## WHAT YOU WILL DO
Pull out every line containing the string "styles".

## DATA ROWS
-- start --
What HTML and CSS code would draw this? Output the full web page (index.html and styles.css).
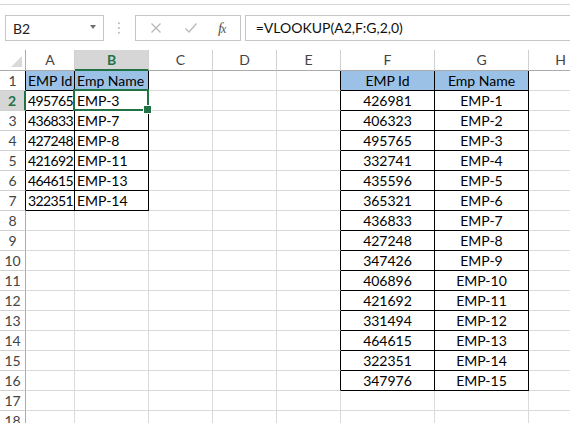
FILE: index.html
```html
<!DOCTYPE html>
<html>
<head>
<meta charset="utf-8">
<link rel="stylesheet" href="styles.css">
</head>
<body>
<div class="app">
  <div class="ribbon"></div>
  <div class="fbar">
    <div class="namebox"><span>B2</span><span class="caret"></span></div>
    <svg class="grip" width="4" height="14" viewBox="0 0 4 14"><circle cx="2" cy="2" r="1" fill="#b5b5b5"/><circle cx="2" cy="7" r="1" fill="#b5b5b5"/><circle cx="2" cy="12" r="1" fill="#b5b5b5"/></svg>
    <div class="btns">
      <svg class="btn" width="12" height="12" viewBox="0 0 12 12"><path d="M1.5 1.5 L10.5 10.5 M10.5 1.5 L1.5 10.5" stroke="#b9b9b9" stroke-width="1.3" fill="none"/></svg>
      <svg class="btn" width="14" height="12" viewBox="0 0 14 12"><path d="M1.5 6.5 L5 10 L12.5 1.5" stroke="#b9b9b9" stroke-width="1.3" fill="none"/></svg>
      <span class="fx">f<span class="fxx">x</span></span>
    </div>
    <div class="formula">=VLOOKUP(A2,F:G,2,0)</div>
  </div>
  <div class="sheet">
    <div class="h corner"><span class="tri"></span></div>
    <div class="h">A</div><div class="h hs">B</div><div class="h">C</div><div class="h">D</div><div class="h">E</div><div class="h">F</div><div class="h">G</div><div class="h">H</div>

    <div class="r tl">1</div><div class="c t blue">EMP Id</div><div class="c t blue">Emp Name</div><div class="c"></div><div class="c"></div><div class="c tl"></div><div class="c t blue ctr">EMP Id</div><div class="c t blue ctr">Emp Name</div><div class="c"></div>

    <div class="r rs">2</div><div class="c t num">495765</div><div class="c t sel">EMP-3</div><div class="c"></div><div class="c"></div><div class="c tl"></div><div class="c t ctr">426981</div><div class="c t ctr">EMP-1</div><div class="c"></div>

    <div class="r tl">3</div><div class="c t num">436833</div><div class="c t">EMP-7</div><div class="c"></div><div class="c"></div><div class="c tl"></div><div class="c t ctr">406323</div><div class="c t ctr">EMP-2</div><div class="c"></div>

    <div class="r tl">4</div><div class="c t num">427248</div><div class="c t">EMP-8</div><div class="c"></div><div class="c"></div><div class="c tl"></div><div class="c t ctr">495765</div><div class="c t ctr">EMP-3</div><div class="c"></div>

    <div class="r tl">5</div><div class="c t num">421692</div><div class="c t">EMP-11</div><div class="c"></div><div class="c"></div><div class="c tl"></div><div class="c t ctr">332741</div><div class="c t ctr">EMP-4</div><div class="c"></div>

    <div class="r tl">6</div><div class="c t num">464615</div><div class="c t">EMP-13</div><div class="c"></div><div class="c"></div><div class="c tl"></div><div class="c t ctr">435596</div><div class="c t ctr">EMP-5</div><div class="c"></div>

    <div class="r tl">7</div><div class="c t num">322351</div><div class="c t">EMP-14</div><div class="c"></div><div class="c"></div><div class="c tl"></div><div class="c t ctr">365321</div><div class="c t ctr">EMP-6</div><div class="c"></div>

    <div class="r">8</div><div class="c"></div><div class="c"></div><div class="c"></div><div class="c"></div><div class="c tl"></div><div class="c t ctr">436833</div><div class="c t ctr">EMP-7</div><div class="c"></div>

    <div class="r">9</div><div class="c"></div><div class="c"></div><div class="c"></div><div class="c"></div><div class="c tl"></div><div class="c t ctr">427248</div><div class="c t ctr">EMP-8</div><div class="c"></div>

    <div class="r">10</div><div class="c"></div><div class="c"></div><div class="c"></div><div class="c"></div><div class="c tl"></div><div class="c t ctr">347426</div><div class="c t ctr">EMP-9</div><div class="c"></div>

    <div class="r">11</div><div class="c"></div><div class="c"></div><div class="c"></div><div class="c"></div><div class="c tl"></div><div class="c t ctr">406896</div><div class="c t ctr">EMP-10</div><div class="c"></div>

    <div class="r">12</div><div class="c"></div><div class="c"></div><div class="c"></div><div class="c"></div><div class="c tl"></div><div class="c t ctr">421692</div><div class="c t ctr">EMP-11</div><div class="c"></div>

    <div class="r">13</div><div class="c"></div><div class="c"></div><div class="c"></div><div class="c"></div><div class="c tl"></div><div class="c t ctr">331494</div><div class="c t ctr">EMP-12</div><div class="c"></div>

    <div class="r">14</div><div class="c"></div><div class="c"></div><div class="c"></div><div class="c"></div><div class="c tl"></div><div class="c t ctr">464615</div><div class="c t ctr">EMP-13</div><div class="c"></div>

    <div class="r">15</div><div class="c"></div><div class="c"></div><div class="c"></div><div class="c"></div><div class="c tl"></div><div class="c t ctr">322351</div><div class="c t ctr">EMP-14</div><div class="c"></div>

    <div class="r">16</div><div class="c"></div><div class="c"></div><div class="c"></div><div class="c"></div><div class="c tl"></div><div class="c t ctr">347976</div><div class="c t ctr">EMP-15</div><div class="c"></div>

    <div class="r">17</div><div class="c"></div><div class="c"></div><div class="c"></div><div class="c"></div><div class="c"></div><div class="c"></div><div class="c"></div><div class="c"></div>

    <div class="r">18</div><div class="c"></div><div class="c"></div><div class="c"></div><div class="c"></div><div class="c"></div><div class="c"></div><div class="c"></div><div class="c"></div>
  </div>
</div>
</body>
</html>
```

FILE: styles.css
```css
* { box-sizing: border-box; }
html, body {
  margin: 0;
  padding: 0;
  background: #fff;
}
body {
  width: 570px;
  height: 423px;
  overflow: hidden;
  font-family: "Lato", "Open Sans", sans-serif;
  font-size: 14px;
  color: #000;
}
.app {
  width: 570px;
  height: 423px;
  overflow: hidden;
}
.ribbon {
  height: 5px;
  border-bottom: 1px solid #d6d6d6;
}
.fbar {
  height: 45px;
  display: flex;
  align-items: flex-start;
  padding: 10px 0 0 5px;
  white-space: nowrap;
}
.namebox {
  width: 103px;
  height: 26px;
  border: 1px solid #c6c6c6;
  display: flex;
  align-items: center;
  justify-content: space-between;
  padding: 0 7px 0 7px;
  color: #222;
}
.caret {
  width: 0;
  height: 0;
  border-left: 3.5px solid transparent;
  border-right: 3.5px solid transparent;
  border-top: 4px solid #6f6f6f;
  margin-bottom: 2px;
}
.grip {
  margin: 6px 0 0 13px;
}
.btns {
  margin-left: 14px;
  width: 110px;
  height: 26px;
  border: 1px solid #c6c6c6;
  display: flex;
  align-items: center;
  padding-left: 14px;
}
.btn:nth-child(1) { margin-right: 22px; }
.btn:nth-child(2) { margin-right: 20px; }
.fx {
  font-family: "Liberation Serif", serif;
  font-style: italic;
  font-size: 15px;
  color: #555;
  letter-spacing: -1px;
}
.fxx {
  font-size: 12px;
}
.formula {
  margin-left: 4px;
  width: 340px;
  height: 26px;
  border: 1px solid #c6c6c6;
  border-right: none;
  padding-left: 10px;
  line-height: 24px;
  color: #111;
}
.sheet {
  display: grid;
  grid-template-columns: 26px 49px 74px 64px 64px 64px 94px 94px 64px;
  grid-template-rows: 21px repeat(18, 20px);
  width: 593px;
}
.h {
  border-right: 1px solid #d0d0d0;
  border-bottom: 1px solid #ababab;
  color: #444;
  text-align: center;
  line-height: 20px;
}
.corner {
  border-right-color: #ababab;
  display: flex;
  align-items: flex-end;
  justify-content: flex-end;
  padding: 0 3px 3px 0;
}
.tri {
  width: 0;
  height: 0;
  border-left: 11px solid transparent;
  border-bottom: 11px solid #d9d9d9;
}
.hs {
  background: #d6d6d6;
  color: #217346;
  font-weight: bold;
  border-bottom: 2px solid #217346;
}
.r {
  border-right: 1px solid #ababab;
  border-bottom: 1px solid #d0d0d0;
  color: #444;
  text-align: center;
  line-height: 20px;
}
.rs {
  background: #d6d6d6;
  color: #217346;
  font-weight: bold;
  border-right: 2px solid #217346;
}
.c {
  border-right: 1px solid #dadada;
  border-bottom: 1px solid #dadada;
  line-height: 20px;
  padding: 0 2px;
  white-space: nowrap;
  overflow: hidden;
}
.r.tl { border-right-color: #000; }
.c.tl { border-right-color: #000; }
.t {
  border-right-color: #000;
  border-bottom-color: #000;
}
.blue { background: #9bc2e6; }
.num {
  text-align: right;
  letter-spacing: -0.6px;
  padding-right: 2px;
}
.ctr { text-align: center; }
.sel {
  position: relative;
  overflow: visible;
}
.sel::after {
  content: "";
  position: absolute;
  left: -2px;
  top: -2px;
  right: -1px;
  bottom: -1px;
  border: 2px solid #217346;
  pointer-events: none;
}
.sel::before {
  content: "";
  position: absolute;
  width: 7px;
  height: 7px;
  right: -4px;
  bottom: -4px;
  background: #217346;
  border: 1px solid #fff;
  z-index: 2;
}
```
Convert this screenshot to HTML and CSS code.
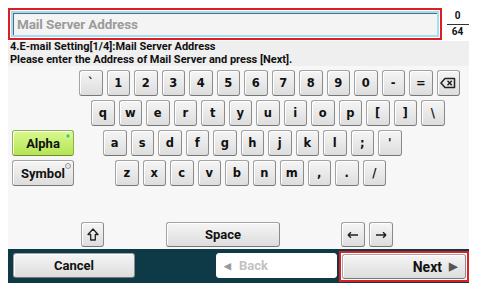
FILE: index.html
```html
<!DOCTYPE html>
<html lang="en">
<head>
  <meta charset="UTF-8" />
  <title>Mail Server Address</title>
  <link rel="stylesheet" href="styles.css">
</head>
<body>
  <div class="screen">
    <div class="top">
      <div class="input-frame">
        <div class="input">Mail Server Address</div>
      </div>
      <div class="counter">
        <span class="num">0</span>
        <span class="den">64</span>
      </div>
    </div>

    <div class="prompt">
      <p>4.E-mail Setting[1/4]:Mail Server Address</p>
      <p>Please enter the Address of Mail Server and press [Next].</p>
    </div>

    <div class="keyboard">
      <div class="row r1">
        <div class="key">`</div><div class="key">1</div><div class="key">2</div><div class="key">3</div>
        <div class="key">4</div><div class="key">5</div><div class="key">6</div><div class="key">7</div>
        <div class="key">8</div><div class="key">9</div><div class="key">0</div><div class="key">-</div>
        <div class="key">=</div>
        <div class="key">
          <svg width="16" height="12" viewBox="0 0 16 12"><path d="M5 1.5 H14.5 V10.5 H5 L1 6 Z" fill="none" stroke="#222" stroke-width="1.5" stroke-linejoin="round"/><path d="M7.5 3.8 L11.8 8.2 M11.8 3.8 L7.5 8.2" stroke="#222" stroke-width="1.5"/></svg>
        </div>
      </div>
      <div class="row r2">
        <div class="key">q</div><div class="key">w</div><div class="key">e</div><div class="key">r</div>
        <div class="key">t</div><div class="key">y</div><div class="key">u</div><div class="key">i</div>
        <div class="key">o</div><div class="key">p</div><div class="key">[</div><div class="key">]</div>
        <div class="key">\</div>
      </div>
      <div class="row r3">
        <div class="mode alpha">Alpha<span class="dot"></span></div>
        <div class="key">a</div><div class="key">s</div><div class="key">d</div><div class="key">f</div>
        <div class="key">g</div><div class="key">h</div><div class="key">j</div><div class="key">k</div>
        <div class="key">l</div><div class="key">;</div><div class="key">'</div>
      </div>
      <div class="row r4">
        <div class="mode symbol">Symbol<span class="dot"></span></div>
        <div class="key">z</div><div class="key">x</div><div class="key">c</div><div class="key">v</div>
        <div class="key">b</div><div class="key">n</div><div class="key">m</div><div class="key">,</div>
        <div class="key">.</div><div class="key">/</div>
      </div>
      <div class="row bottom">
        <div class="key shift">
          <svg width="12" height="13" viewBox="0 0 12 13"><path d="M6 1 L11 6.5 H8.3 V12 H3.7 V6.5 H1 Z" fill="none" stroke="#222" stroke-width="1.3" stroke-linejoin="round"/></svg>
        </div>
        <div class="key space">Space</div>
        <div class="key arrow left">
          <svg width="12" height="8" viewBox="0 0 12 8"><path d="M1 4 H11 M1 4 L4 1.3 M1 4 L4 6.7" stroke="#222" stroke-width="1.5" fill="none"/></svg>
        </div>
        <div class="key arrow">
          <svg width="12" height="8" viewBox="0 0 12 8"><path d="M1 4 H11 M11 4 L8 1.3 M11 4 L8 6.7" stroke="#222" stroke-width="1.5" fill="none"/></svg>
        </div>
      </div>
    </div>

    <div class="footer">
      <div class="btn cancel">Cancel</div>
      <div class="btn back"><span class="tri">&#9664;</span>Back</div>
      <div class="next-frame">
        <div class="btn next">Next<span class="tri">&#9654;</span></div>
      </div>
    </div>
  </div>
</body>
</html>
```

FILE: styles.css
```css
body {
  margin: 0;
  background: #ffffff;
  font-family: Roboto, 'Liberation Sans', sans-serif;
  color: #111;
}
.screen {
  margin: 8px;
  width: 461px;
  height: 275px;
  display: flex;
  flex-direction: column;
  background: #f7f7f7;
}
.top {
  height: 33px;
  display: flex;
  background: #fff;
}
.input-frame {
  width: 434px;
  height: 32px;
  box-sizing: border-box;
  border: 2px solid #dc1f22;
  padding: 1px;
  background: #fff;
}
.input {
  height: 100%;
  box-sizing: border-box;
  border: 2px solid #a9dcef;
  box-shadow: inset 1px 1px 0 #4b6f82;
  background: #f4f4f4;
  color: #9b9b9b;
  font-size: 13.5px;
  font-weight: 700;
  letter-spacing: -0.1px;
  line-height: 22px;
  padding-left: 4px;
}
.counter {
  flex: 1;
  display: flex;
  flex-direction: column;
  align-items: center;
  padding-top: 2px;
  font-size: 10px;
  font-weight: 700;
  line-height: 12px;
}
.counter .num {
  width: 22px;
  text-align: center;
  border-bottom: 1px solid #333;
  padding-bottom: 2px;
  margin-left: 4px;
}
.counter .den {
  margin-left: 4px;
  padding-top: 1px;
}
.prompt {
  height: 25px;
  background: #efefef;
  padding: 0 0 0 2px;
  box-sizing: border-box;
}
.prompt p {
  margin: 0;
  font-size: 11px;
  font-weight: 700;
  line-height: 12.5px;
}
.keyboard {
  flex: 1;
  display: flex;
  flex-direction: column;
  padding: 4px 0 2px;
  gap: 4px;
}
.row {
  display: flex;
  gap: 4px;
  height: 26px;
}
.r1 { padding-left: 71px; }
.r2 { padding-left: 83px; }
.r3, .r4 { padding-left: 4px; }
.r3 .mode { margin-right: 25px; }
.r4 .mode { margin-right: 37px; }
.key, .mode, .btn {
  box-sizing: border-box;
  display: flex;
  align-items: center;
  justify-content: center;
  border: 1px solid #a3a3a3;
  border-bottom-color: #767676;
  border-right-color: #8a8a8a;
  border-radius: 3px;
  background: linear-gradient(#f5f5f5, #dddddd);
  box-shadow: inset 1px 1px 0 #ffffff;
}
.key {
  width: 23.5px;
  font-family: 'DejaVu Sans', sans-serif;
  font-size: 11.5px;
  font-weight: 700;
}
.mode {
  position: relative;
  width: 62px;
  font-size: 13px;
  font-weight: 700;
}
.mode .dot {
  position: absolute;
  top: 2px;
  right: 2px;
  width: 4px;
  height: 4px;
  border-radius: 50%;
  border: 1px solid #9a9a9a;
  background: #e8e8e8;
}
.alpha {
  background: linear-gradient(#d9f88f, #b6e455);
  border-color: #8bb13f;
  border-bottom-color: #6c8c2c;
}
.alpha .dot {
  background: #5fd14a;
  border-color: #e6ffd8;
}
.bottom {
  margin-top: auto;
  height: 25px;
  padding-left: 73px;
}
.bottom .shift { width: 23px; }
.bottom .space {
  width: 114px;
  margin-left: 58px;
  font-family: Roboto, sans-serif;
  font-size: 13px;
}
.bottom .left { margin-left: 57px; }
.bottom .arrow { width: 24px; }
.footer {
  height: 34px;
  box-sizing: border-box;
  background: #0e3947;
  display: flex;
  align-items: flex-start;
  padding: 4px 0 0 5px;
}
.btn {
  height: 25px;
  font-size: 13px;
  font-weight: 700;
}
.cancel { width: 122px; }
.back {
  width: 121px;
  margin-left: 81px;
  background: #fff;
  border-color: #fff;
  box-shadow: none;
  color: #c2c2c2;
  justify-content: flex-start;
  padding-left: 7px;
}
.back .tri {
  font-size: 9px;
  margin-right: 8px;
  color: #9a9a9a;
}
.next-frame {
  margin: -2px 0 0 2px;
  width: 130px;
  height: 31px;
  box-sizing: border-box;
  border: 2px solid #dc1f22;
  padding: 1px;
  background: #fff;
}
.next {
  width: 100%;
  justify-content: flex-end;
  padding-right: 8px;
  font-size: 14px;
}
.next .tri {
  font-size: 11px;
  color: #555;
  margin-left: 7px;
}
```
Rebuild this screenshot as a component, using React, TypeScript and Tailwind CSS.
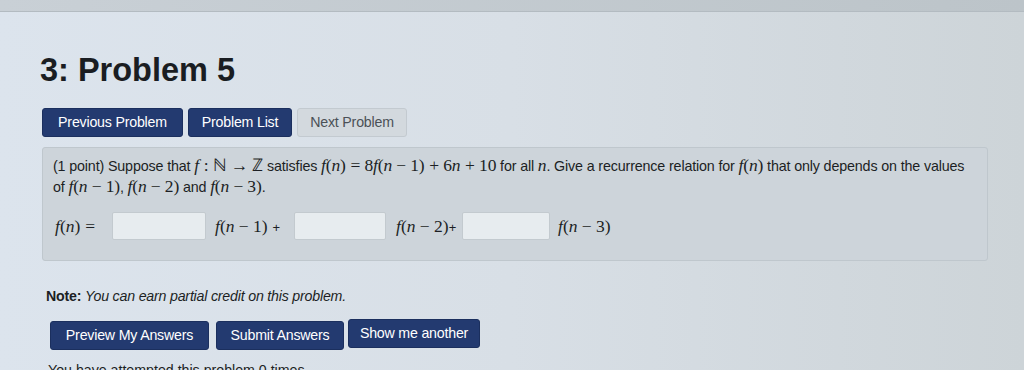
-- end --
## PROBLEM SOLUTION
What HTML and CSS code would draw this? Output the full web page (index.html and styles.css).
<link rel="stylesheet" href="styles.css">
FILE: styles.css
  <link rel="stylesheet" href="styles.css">
FILE: styles.css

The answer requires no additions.